-- Start --
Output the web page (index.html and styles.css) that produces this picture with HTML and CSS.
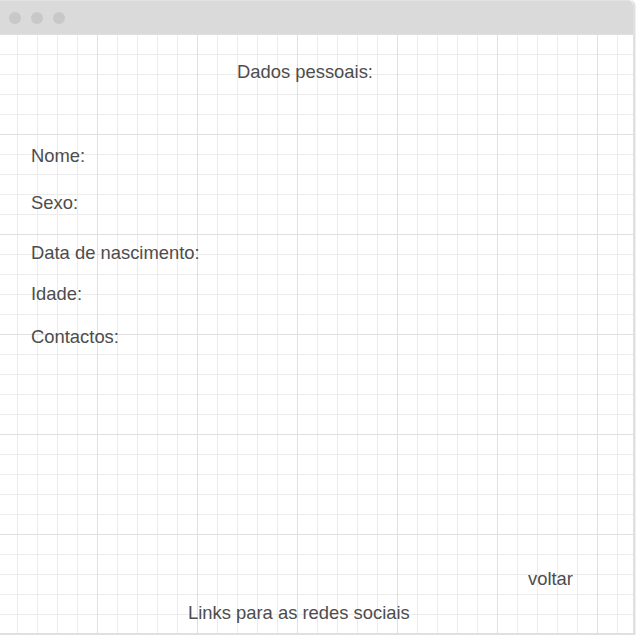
-- End --
-- Start --
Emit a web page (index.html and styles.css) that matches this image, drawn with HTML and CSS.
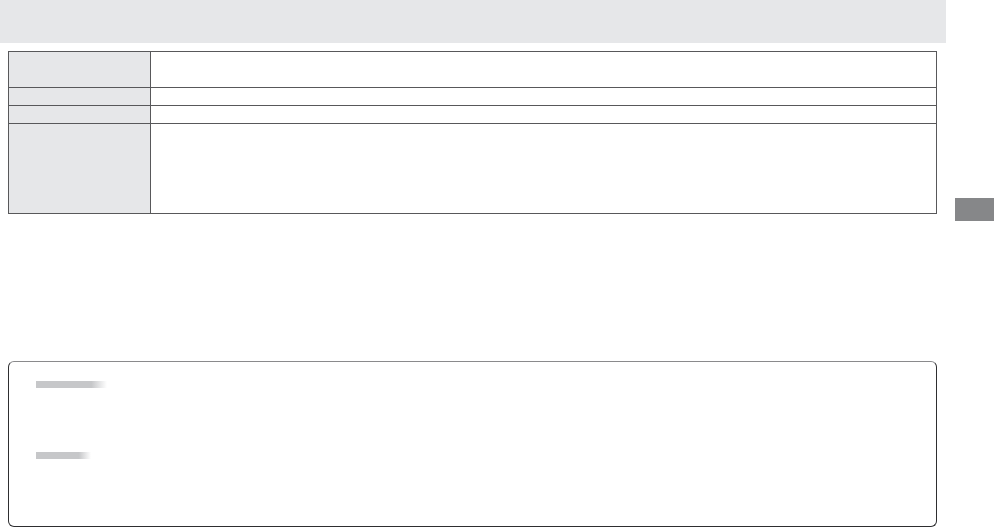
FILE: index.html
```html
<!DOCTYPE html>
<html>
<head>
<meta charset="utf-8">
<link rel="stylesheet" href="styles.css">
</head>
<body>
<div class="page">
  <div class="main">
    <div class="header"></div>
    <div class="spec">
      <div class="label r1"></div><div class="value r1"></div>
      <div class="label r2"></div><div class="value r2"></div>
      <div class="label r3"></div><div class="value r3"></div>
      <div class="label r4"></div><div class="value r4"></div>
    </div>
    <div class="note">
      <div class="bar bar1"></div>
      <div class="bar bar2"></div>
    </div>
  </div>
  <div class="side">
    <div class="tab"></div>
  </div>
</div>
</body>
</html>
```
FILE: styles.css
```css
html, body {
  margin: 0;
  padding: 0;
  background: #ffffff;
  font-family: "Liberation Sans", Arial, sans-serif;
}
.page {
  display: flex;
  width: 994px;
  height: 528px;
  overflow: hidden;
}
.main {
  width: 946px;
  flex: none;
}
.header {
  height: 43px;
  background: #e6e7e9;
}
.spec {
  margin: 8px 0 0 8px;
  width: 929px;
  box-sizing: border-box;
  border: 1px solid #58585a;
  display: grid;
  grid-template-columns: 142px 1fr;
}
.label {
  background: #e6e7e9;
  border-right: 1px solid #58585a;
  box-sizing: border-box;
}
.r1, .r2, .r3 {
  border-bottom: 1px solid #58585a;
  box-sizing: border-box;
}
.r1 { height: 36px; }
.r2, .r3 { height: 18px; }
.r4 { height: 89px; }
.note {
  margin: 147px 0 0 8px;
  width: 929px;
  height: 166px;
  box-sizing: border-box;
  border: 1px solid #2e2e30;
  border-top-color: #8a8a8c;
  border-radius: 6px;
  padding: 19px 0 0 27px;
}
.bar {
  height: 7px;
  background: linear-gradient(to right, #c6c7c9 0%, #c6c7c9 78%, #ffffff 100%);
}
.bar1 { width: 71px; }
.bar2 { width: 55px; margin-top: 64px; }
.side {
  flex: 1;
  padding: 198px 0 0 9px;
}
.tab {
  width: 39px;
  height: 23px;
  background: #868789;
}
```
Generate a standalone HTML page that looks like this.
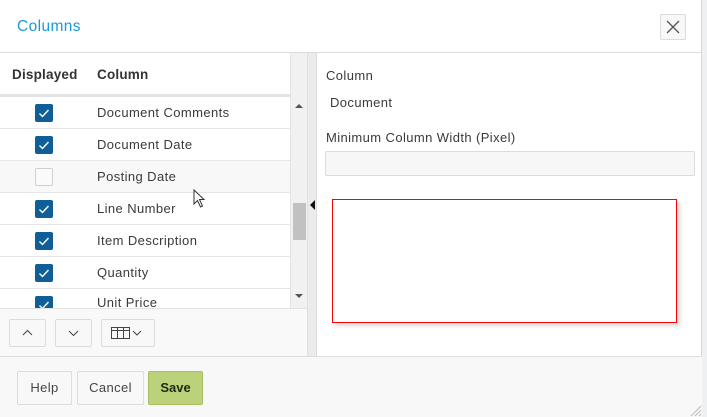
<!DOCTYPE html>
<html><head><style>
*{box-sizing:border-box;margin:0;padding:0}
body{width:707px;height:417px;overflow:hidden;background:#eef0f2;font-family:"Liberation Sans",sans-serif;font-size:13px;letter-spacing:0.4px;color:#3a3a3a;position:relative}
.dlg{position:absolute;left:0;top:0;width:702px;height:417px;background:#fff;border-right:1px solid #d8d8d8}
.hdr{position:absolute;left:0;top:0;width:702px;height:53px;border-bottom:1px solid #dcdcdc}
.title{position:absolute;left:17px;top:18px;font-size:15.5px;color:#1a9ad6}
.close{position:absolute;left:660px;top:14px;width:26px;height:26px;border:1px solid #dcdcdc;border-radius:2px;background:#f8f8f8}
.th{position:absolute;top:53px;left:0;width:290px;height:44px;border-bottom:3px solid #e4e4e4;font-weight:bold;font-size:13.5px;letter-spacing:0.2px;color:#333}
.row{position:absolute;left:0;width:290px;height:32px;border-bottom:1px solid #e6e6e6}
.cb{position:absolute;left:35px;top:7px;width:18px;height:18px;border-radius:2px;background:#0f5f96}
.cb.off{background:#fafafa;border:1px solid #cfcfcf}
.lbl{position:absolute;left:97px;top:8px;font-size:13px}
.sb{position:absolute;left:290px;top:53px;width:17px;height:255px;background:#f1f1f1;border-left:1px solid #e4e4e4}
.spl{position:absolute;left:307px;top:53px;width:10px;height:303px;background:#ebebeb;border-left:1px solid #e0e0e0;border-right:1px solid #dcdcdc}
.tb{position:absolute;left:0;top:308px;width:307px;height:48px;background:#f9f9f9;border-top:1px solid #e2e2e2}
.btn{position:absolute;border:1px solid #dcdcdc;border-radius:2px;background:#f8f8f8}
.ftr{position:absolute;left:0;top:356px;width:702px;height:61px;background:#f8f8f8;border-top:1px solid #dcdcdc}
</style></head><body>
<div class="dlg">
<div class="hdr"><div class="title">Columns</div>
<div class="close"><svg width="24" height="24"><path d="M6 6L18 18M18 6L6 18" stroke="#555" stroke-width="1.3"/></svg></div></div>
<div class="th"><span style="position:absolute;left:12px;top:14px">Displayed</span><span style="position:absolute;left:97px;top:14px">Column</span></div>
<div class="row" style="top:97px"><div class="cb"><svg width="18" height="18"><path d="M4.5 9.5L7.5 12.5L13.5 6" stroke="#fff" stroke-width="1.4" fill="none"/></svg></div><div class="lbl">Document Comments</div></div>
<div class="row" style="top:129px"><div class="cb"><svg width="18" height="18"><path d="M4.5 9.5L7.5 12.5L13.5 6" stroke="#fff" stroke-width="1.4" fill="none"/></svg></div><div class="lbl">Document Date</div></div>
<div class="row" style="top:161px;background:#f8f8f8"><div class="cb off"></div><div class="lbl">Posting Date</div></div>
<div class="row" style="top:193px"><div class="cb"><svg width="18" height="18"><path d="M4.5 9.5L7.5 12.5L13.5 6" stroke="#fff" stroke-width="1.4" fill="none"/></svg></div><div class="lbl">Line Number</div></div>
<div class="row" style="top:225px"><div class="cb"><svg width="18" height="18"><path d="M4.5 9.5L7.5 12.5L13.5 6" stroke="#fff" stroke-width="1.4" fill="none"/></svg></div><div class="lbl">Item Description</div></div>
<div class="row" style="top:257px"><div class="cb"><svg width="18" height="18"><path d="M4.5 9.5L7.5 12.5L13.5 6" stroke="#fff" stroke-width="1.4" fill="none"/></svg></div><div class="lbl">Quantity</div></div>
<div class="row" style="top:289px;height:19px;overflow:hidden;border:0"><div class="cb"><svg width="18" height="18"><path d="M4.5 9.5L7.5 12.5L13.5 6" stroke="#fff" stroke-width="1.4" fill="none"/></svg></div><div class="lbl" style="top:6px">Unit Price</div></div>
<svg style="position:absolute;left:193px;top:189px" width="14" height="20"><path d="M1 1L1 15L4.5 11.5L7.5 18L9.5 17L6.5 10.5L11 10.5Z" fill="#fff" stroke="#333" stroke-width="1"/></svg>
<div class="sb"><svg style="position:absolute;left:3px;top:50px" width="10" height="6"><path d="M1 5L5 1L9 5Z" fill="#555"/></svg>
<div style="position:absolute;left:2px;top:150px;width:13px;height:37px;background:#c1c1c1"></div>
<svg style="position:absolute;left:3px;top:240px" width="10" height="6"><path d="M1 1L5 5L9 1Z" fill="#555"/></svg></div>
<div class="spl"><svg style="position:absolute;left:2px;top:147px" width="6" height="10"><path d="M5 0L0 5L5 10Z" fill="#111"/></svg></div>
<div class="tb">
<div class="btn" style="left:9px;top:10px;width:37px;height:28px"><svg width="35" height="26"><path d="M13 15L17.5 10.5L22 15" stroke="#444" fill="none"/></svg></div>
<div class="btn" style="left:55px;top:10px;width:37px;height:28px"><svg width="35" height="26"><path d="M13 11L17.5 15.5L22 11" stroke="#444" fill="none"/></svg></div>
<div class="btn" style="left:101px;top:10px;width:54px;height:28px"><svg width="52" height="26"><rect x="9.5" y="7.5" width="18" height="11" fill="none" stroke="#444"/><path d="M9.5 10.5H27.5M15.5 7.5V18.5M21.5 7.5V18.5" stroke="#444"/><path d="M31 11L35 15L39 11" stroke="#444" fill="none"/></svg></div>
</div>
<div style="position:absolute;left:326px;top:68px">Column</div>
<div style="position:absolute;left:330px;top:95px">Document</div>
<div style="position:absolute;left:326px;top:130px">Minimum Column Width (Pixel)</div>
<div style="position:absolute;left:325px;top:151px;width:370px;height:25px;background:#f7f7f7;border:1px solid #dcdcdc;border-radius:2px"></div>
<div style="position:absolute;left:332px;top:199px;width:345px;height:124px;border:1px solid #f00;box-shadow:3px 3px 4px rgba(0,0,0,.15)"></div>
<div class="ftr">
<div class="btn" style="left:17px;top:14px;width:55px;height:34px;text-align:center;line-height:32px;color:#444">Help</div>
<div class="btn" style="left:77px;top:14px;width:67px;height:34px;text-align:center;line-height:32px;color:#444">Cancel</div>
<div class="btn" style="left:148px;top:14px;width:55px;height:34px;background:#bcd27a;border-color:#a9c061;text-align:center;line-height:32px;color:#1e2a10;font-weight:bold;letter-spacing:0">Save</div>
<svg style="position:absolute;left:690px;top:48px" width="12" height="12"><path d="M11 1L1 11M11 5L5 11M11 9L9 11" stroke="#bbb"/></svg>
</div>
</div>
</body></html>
-- End --
> [Task details] Copy out each line in the listing that has the word "index".

> [Output for this exercise]
Output the web page (index.html and styles.css) that produces this picture with HTML and CSS.
Emit a web page (index.html and styles.css) that matches this image, drawn with HTML and CSS.
FILE: index.html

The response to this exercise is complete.